- Given request: Without the pictures, can you quote each line below exactly?

- Available data:
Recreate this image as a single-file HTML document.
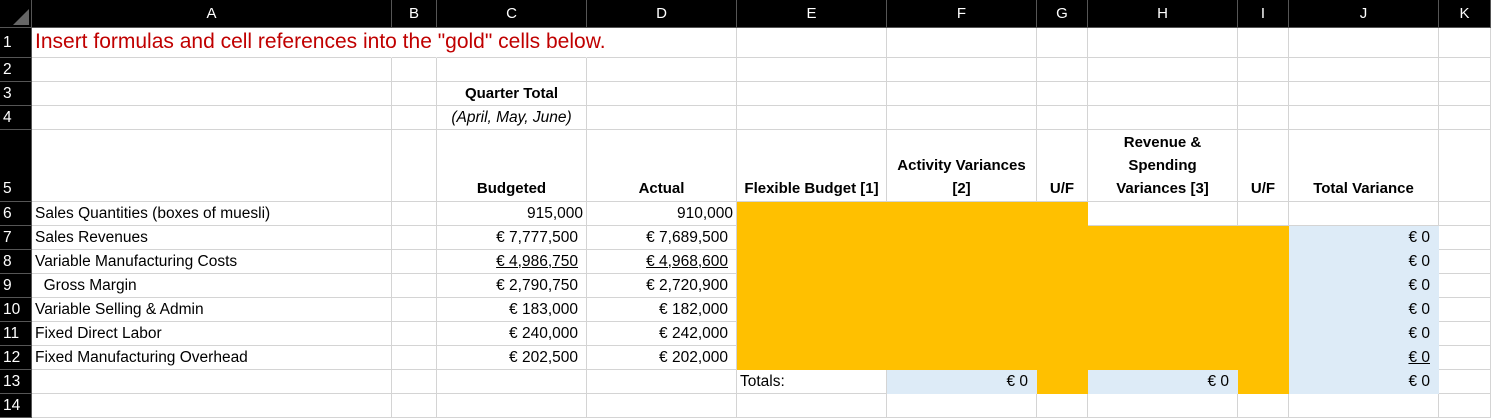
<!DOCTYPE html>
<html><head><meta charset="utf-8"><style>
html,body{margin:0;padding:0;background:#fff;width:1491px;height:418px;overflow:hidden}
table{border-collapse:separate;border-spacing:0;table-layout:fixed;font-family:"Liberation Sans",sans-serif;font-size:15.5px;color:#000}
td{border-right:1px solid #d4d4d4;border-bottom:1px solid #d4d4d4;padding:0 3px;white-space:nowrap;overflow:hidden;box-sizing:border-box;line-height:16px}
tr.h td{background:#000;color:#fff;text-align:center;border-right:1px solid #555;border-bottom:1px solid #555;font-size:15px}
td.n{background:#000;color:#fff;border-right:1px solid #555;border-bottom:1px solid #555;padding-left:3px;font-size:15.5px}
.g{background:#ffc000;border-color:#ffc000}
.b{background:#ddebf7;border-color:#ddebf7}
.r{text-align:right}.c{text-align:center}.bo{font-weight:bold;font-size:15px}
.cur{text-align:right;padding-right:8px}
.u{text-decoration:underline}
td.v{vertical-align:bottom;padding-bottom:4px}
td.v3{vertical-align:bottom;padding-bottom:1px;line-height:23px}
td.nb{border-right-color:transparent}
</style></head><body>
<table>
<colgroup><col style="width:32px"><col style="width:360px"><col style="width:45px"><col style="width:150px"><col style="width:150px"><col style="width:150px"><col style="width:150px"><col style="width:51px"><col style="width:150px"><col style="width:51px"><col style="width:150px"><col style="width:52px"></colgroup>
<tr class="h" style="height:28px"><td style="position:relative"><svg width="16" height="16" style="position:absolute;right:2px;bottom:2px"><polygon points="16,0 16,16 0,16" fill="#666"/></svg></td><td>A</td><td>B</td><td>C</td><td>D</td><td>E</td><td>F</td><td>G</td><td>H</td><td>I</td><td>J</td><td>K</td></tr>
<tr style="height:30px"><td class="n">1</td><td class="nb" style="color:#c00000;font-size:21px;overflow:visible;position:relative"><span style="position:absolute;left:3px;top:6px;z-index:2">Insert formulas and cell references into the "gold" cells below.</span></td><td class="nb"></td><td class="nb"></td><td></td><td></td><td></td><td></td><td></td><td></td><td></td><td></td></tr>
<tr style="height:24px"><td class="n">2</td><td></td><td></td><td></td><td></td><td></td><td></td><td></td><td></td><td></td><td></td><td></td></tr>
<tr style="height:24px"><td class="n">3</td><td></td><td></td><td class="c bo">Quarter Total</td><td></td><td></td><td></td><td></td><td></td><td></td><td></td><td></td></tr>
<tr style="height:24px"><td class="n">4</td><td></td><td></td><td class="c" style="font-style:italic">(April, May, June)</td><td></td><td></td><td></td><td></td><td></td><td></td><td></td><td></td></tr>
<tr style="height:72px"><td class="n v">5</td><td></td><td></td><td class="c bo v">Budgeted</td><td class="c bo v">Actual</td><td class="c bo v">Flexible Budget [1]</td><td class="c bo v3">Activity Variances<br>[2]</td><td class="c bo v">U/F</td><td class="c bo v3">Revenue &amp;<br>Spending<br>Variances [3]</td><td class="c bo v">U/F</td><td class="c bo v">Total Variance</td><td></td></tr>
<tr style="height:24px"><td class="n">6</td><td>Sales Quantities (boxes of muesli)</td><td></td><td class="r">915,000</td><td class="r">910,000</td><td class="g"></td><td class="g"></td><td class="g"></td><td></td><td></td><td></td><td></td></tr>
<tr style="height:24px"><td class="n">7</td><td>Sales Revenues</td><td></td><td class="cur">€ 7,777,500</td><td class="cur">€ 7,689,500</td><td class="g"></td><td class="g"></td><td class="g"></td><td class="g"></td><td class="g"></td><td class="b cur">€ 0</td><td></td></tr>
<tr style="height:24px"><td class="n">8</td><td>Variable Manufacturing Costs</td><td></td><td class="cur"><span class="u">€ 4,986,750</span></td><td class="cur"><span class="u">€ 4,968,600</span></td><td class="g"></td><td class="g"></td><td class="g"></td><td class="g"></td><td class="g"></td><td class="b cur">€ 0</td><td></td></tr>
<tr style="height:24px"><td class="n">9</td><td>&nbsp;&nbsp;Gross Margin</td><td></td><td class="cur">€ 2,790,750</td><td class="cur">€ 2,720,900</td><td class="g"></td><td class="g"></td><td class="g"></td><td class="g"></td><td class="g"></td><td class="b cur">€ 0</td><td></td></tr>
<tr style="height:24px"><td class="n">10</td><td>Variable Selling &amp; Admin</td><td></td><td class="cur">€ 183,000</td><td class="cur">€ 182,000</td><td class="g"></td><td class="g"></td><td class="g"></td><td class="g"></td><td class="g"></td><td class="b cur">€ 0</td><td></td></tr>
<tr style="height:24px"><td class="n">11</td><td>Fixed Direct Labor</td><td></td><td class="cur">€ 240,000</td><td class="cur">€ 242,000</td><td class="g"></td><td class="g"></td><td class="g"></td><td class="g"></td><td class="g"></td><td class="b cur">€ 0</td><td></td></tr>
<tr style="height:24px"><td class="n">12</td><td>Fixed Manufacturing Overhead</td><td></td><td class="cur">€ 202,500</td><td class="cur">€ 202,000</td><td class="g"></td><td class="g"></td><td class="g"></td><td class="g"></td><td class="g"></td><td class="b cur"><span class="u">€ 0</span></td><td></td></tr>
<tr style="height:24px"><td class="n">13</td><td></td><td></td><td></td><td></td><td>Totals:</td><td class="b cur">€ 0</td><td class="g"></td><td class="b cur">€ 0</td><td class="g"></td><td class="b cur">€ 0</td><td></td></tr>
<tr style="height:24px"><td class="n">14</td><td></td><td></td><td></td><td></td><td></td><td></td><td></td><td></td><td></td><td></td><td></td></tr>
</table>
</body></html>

- In response:
Recreate this image as a single-file HTML document.
<!DOCTYPE html>
<html><head><meta charset="utf-8"><style>
html,body{margin:0;padding:0;background:#fff;width:1491px;height:418px;overflow:hidden}
table{border-collapse:separate;border-spacing:0;table-layout:fixed;font-family:"Liberation Sans",sans-serif;font-size:15.5px;color:#000}
td{border-right:1px solid #d4d4d4;border-bottom:1px solid #d4d4d4;padding:0 3px;white-space:nowrap;overflow:hidden;box-sizing:border-box;line-height:16px}
tr.h td{background:#000;color:#fff;text-align:center;border-right:1px solid #555;border-bottom:1px solid #555;font-size:15px}
td.n{background:#000;color:#fff;border-right:1px solid #555;border-bottom:1px solid #555;padding-left:3px;font-size:15.5px}
.g{background:#ffc000;border-color:#ffc000}
.b{background:#ddebf7;border-color:#ddebf7}
.r{text-align:right}.c{text-align:center}.bo{font-weight:bold;font-size:15px}
.cur{text-align:right;padding-right:8px}
.u{text-decoration:underline}
td.v{vertical-align:bottom;padding-bottom:4px}
td.v3{vertical-align:bottom;padding-bottom:1px;line-height:23px}
td.nb{border-right-color:transparent}
</style></head><body>
<table>
<colgroup><col style="width:32px"><col style="width:360px"><col style="width:45px"><col style="width:150px"><col style="width:150px"><col style="width:150px"><col style="width:150px"><col style="width:51px"><col style="width:150px"><col style="width:51px"><col style="width:150px"><col style="width:52px"></colgroup>
<tr class="h" style="height:28px"><td style="position:relative"><svg width="16" height="16" style="position:absolute;right:2px;bottom:2px"><polygon points="16,0 16,16 0,16" fill="#666"/></svg></td><td>A</td><td>B</td><td>C</td><td>D</td><td>E</td><td>F</td><td>G</td><td>H</td><td>I</td><td>J</td><td>K</td></tr>
<tr style="height:30px"><td class="n">1</td><td class="nb" style="color:#c00000;font-size:21px;overflow:visible;position:relative"><span style="position:absolute;left:3px;top:6px;z-index:2">Insert formulas and cell references into the "gold" cells below.</span></td><td class="nb"></td><td class="nb"></td><td></td><td></td><td></td><td></td><td></td><td></td><td></td><td></td></tr>
<tr style="height:24px"><td class="n">2</td><td></td><td></td><td></td><td></td><td></td><td></td><td></td><td></td><td></td><td></td><td></td></tr>
<tr style="height:24px"><td class="n">3</td><td></td><td></td><td class="c bo">Quarter Total</td><td></td><td></td><td></td><td></td><td></td><td></td><td></td><td></td></tr>
<tr style="height:24px"><td class="n">4</td><td></td><td></td><td class="c" style="font-style:italic">(April, May, June)</td><td></td><td></td><td></td><td></td><td></td><td></td><td></td><td></td></tr>
<tr style="height:72px"><td class="n v">5</td><td></td><td></td><td class="c bo v">Budgeted</td><td class="c bo v">Actual</td><td class="c bo v">Flexible Budget [1]</td><td class="c bo v3">Activity Variances<br>[2]</td><td class="c bo v">U/F</td><td class="c bo v3">Revenue &amp;<br>Spending<br>Variances [3]</td><td class="c bo v">U/F</td><td class="c bo v">Total Variance</td><td></td></tr>
<tr style="height:24px"><td class="n">6</td><td>Sales Quantities (boxes of muesli)</td><td></td><td class="r">915,000</td><td class="r">910,000</td><td class="g"></td><td class="g"></td><td class="g"></td><td></td><td></td><td></td><td></td></tr>
<tr style="height:24px"><td class="n">7</td><td>Sales Revenues</td><td></td><td class="cur">€ 7,777,500</td><td class="cur">€ 7,689,500</td><td class="g"></td><td class="g"></td><td class="g"></td><td class="g"></td><td class="g"></td><td class="b cur">€ 0</td><td></td></tr>
<tr style="height:24px"><td class="n">8</td><td>Variable Manufacturing Costs</td><td></td><td class="cur"><span class="u">€ 4,986,750</span></td><td class="cur"><span class="u">€ 4,968,600</span></td><td class="g"></td><td class="g"></td><td class="g"></td><td class="g"></td><td class="g"></td><td class="b cur">€ 0</td><td></td></tr>
<tr style="height:24px"><td class="n">9</td><td>&nbsp;&nbsp;Gross Margin</td><td></td><td class="cur">€ 2,790,750</td><td class="cur">€ 2,720,900</td><td class="g"></td><td class="g"></td><td class="g"></td><td class="g"></td><td class="g"></td><td class="b cur">€ 0</td><td></td></tr>
<tr style="height:24px"><td class="n">10</td><td>Variable Selling &amp; Admin</td><td></td><td class="cur">€ 183,000</td><td class="cur">€ 182,000</td><td class="g"></td><td class="g"></td><td class="g"></td><td class="g"></td><td class="g"></td><td class="b cur">€ 0</td><td></td></tr>
<tr style="height:24px"><td class="n">11</td><td>Fixed Direct Labor</td><td></td><td class="cur">€ 240,000</td><td class="cur">€ 242,000</td><td class="g"></td><td class="g"></td><td class="g"></td><td class="g"></td><td class="g"></td><td class="b cur">€ 0</td><td></td></tr>
<tr style="height:24px"><td class="n">12</td><td>Fixed Manufacturing Overhead</td><td></td><td class="cur">€ 202,500</td><td class="cur">€ 202,000</td><td class="g"></td><td class="g"></td><td class="g"></td><td class="g"></td><td class="g"></td><td class="b cur"><span class="u">€ 0</span></td><td></td></tr>
<tr style="height:24px"><td class="n">13</td><td></td><td></td><td></td><td></td><td>Totals:</td><td class="b cur">€ 0</td><td class="g"></td><td class="b cur">€ 0</td><td class="g"></td><td class="b cur">€ 0</td><td></td></tr>
<tr style="height:24px"><td class="n">14</td><td></td><td></td><td></td><td></td><td></td><td></td><td></td><td></td><td></td><td></td><td></td></tr>
</table>
</body></html>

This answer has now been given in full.